Aveugle, le Nantais Michel Point sera copilote lors du prochain rallye africain. Une expérience unique et incroyable

 

Beaucoup d'obstacles à surmonter.

Michel Point a fêté ses 53 ans dans le désert. C'était le 16 juin dernier au Maroc, pour une reconnaissance. Entre caillasse et dunes de sable, un décor qu'il retrouvera l'an prochain, du 1er au 18 janvier sur le Paris-Dakar. Comme beaucoup, voilà plusieurs années qu'il porte le projet. Lui a pourtant dû surmonter un obstacle supplémentaire. Il ne voit pas. Pas question de masquer la réalité. Il explique : « Ne dîtes pas non-voyant, c'est une façon de croire que tout est réglé. Que vous soyez aveugle ou non-voyant, vous rencontrez les mêmes problèmes. Cela ne sert à rien de se voiler la face ». Alors, l'équipe qu'il formera avec Nicolas Richard, un pilote qui s'est déjà frotté à deux reprises au sable de l'aventure africaine, s'est choisie une formule choc en guise de slogan : « Un copilote aveugle, du jamais vu sur le Dakar ».

 

Un pari unique qui en laisse plus d'un pantois. Formateur dans un institut spécialisé des environs de Nantes (Vertou), Michel Point précise d'entrée : « Avant tout, on est dans le cadre d'une aventure personnelle. Il ne s'agit pas de montrer que tous les aveugles ont envie ou peuvent faire le Dakar. Il ne faut pas nier le handicap. Cela demande des efforts ». Beaucoup de réflexion, d'obstination. Résoudre les questions techniques, s'affranchir des contraintes administratives.

 

 A quoi sert un copilote aveugle ?

 

Un copilote ayant besoin d'une licence de compétition automobile, il a fallu multiplier les pressions, batailler ferme, se rendre jusqu'en Côte d'Ivoire pour obtenir le fameux sésame. Du coup, dans les starting-blocks depuis 1996, le projet a pris du retard. Mais aujourd'hui, il est sur ses quatre roues. Avec un budget conséquent, plus de 150.000 euros, qui permettra même d'emmener un 4x4 Toyota Land Cruiser HDJ 80 et une voiture d'assistance.

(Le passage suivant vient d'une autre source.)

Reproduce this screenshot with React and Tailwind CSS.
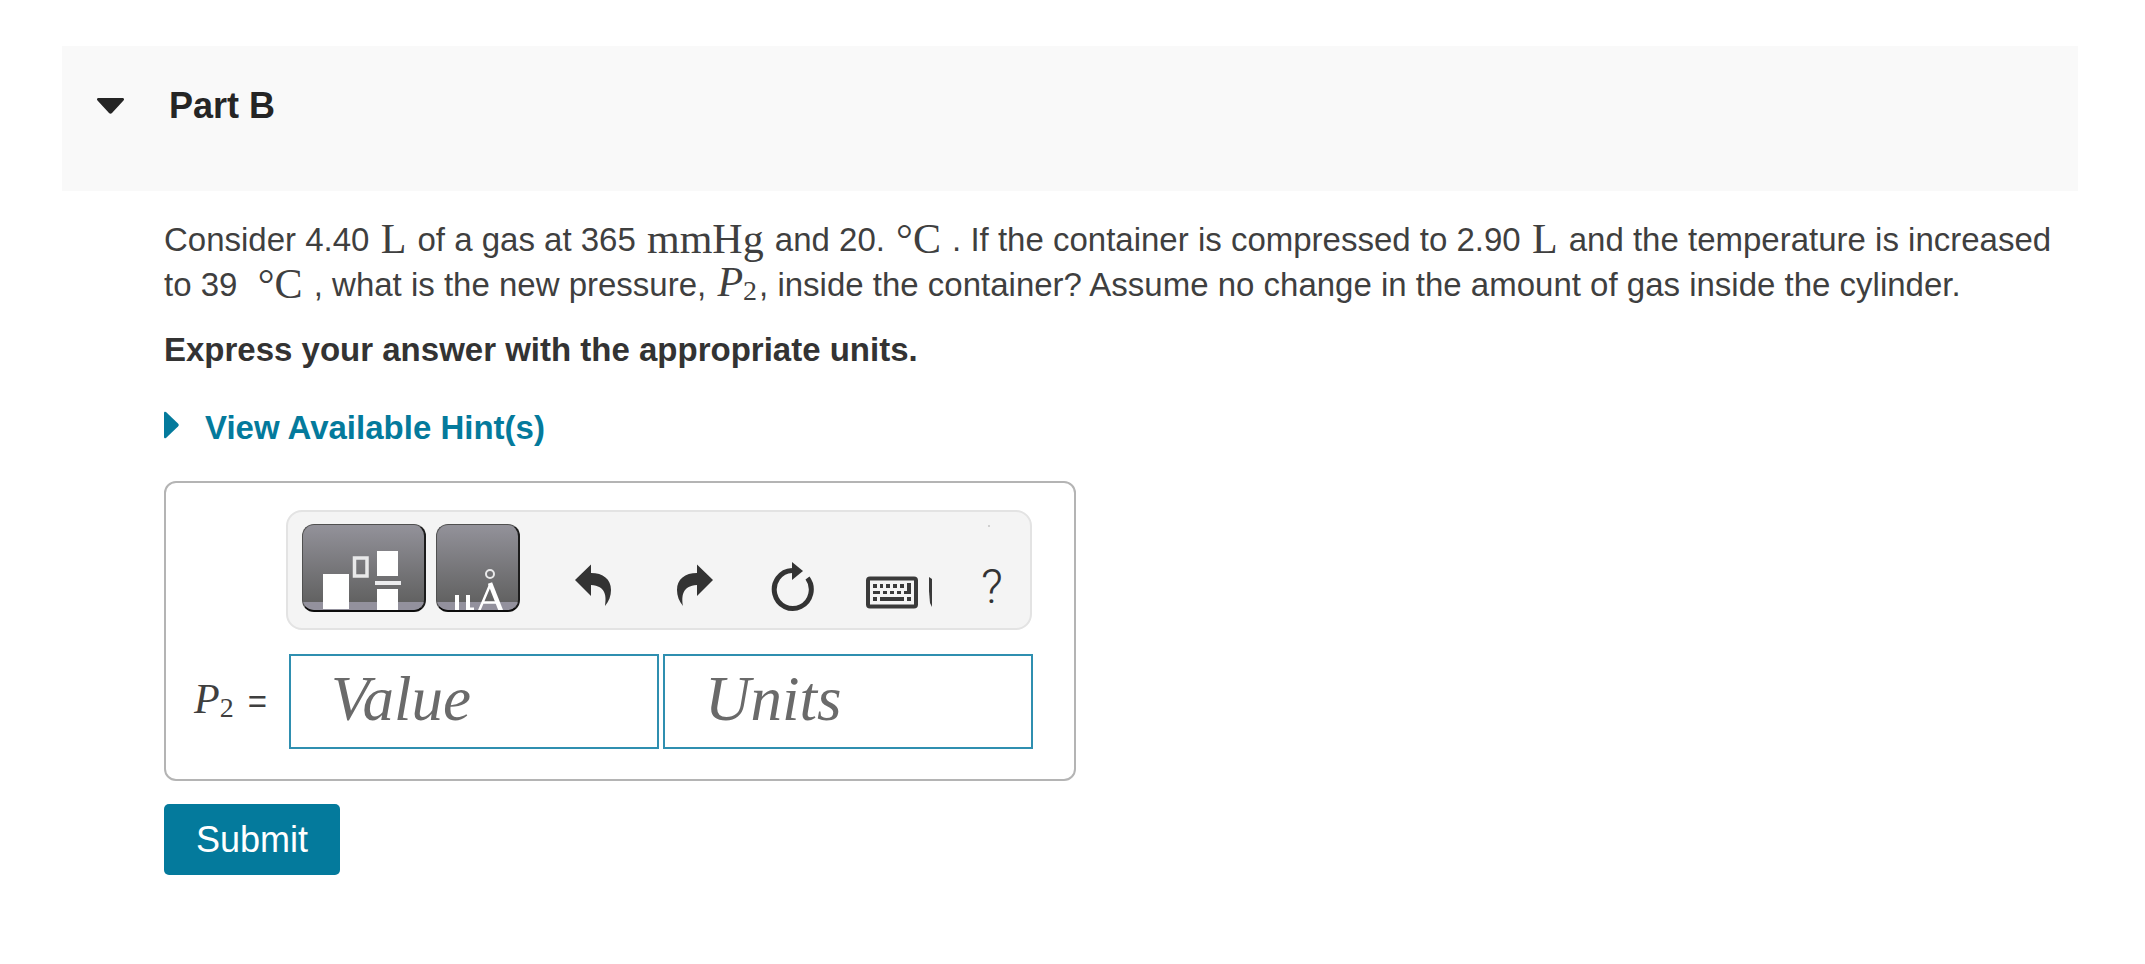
import { useState } from 'react';

const Unit = ({ children }) => (
  <span className="mx-[2px] align-[-2px] font-['Liberation_Serif',serif] text-[42px] leading-9">{children}</span>
);

const PressureSymbol = () => (
  <span className="mx-[2px] font-['Liberation_Serif',serif] text-[42px] leading-9 whitespace-nowrap">
    <i>P</i>
    <sub className="text-[28px] leading-none bottom-[-4px]">2</sub>
  </span>
);

const TemplatesIcon = () => (
  <svg className="block w-full h-full" viewBox="0 0 121 85" preserveAspectRatio="none" aria-hidden="true">
    <rect y="77" width="121" height="8" fill="#93919d" />
    <rect x="20" y="49" width="26" height="35" fill="#fff" />
    <rect x="51.500" y="33" width="12.500" height="18" fill="none" stroke="#e9e9ea" strokeWidth="3.500" />
    <rect x="74" y="26" width="21" height="25" fill="#fff" />
    <rect x="72" y="56" width="26" height="4" fill="#ececee" />
    <rect x="74" y="64" width="21" height="21" fill="#fff" />
  </svg>
);

const SymbolsIcon = () => (
  <svg className="block w-full h-full" viewBox="0 0 81 85" preserveAspectRatio="none" aria-hidden="true">
    <rect y="77" width="81" height="8" fill="#93919d" />
    <path d="M20 70V85M31 70V85" stroke="#fff" strokeWidth="4" />
    <path d="M33 84H37" stroke="#fff" strokeWidth="3" />
    <circle cx="53" cy="49" r="4" fill="none" stroke="#e9e9ea" strokeWidth="2" />
    <path d="M42 86L53 60M45 77.500H61" fill="none" stroke="#fff" strokeWidth="2.500" />
    <path d="M53 58L64 86" fill="none" stroke="#fff" strokeWidth="4.500" />
  </svg>
);

const UndoIcon = () => (
  <svg width="36" height="50" viewBox="0 0 36 50" fill="#333" aria-hidden="true">
    <path d="M0 18L16 2.500V11C28 11 36 17 36 28C36 34 34 39 30 44C31.500 34 31 24 16 23V34Z" />
  </svg>
);

const RedoIcon = () => (
  <svg width="36" height="50" viewBox="0 0 36 50" fill="#333" aria-hidden="true">
    <path d="M36 18L20 2.500V11C8 11 0 17 0 28C0 34 2 39 6 44C4.500 34 5 24 20 23V34Z" />
  </svg>
);

const ResetIcon = () => (
  <svg width="44" height="50" viewBox="0 0 44 50" fill="none" aria-hidden="true">
    <path d="M21 8.500A18.500 19 0 1 0 36.500 16" stroke="#333" strokeWidth="5" />
    <path d="M21 0L32 9L21 18Z" fill="#333" />
  </svg>
);

const KeyboardIcon = () => (
  <svg width="68" height="50" viewBox="0 0 68 50" fill="none" aria-hidden="true">
    <rect x="2" y="16.500" width="48" height="28" rx="2" stroke="#3a3a3a" strokeWidth="4" />
    <g fill="#3a3a3a">
      <path d="M7 22h4v4h-4zM14 22h3v4h-3zM20 22h4v4h-4zM27 22h4v4h-4zM34 22h4v4h-4z" />
      <path d="M7 29h7v3h-7zM17 29h4v3h-4zM24 29h4v3h-4zM31 29h4v3h-4z" />
      <path d="M41 21h4v11h-7v-3h3z" />
      <path d="M7 35h4v4h-4zM14 35h24v4h-24zM41 35h4v4h-4z" />
      <path d="M63 15L66 17V45L64 41Q62.500 29 63 15Z" />
    </g>
  </svg>
);

const toolTile =
  'h-[88px] shrink-0 overflow-hidden rounded-[12px] border border-r-2 border-b-2 border-[#505050] border-r-[#1c1c1c] border-b-[#0c0c0c] bg-linear-to-b from-[#93929a] to-[#626262] to-90%';

const answerField =
  "w-[370px] h-[95px] border-2 border-[#2f8fb0] bg-white pl-10 pb-1 font-['Liberation_Serif',serif] text-[63px] italic text-[#333] placeholder:text-[#6a6a6a] outline-none";

export default function App() {
  const [open, setOpen] = useState(true);
  const [value, setValue] = useState('');
  const [units, setUnits] = useState('');

  return (
    <main className="bg-white pt-[46px] pb-[88px] pl-[62px] pr-[67px] font-['Liberation_Sans',Arial,sans-serif] text-[33px] leading-[45px] text-[#3f3f3f]">
      <h2 className="h-[145px] bg-[#f9f9f9] pt-[38px] pl-[35px] text-[36px] leading-[44px] font-bold text-[#252525]">
        <button type="button" aria-expanded={open} onClick={() => setOpen(!open)} className="flex items-center gap-[45px]">
          <svg width="27" height="16" viewBox="0 0 27 16" fill="#252525" aria-hidden="true">
            <path d="M1 0H26Q28 1 26.500 2.500L15 15Q13.500 16.500 12 15L0.500 2.500Q-1 1 1 0Z" />
          </svg>
          Part B
        </button>
      </h2>

      {open && (
        <section className="pl-[102px] pt-[26px]">
          <p>
            Consider 4.40 <Unit>L</Unit> of a gas at 365 <Unit>mmHg</Unit> and 20. <Unit>°C</Unit> . If the container
            is compressed to 2.90 <Unit>L</Unit> and the temperature is increased to 39 &nbsp;<Unit>°C</Unit> , what is
            the new pressure, <PressureSymbol />, inside the container? Assume no change in the amount of gas inside
            the cylinder.
          </p>
          <p className="mt-5 font-bold text-[#333]">Express your answer with the appropriate units.</p>

          <button type="button" className="mt-[33px] flex items-start gap-[26px] font-bold text-[#047a9c]">
            <svg className="mt-[6px]" width="15" height="28" viewBox="0 0 15 28" fill="#047a9c" aria-hidden="true">
              <path d="M0 2Q0 0 2 1L14 12.500Q15.500 14 14 15.500L2 27Q0 28 0 26Z" />
            </svg>
            View Available Hint(s)
          </button>

          <form onSubmit={(e) => e.preventDefault()}>
            <div className="mt-[31px] w-fit rounded-[12px] border-2 border-[#b4b4b4] pt-[27px] pr-[41px] pb-[30px] pl-[26px]">
              <div className="relative ml-[94px] flex h-[120px] w-[746px] rounded-[16px] border-2 border-[#e3e3e3] bg-[#f4f4f4] pt-3 pl-[14px]">
                <button type="button" aria-label="Templates" className={`${toolTile} w-[124px] mr-[10px]`}>
                  <TemplatesIcon />
                </button>
                <button type="button" aria-label="Symbols" className={`${toolTile} w-[84px] mr-[22px]`}>
                  <SymbolsIcon />
                </button>
                <div className="flex items-end pb-4">
                  <button type="button" aria-label="Undo" className="flex w-[102px] justify-center"><UndoIcon /></button>
                  <button type="button" aria-label="Redo" className="flex w-[102px] justify-center"><RedoIcon /></button>
                  <button type="button" aria-label="Reset" className="flex w-[94px] justify-center"><ResetIcon /></button>
                  <button type="button" aria-label="Keyboard shortcuts" className="flex w-[120px] justify-center"><KeyboardIcon /></button>
                  <button type="button" aria-label="Help" className="w-[64px] text-center font-[Roboto,sans-serif] text-[48px] leading-[50px] font-light text-[#333]">?</button>
                </div>
                <span className="absolute top-[13px] right-[40px] size-[2px] rounded-full bg-[#c4c4c4]" />
              </div>

              <div className="mt-6 flex items-center">
                <label htmlFor="value" className="flex w-[97px] items-baseline gap-3 whitespace-nowrap">
                  <PressureSymbol />
                  <span>=</span>
                </label>
                <div className="flex gap-1">
                  <input id="value" type="text" placeholder="Value" value={value} onChange={(e) => setValue(e.target.value)} className={answerField} />
                  <input aria-label="Units" type="text" placeholder="Units" value={units} onChange={(e) => setUnits(e.target.value)} className={answerField} />
                </div>
              </div>
            </div>

            <button type="submit" className="mt-[23px] h-[71px] rounded-[5px] bg-[#047a9c] px-8 text-[36px] leading-[42px] text-white">
              Submit
            </button>
          </form>
        </section>
      )}
    </main>
  );
}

Michel Point : "Cela nous demande plus de préparation qu'aux autres".

Nicolas Richard, pilote, et Michel Point, copilote, en reconnaissance dans les dunes de Merzouga (Maroc).

A l'origine de la démarche, Nicolas Richard (33 ans) souhaitait relever, comme il le dit, « un beau challenge ». Il a donc recherché un copilote aveugle et a découvert Michel Point. Gaillard, qui s'est essayé au saut à l'élastique, a connu l'épreuve des longues marches Audax à côté desquelles le marathon de New York a des allures de promenade à Central Park... « J'aime les sensations », confie l'intéressé, « mais je ne suis pas un casse-cou. On part avec un maximum de sécurité. On ne fait pas le Dakar pour le gagner ». Juste parce qu'il s'agit d'un défi intéressant.

Reste la question numéro un. A quoi sert un copilote qui ne voit pas ? Qui ne peut pas vous indiquer au dernier moment qu'il faut prendre le petit chemin à droite, éviter un piège ? « On en a discuté avec beaucoup de spécialistes », poursuit Michel Point. « Le Paris-Dakar, ce n'est pas un rallye traditionnel où il faut intervenir à chaque virage. Jean-Louis Schlesser nous a même dit : "Je ne demande pas à mon copilote de regarder la piste". Certains conducteurs ne supportent d'ailleurs pas que le passager surveille leur conduite. Là, je serai sur le trip (NDLR : qui calcule les distances) et dirai, par exemple : "On est au kilomètre 100. Au km 102,3, il y a un puits, il faut prendre à droite". Ce qui se passe sur la piste, c'est l'affaire du conducteur. Il regarde ce qui est près, le copilote regarde au loin ». Chacun devenant tour à tour le regard de l'autre. Deux hommes unis comme les deux yeux d'une seule et même voiture.

 

Contact : Association "A perte de vue", 4, rue Saint-André, 85620 Rocheservière.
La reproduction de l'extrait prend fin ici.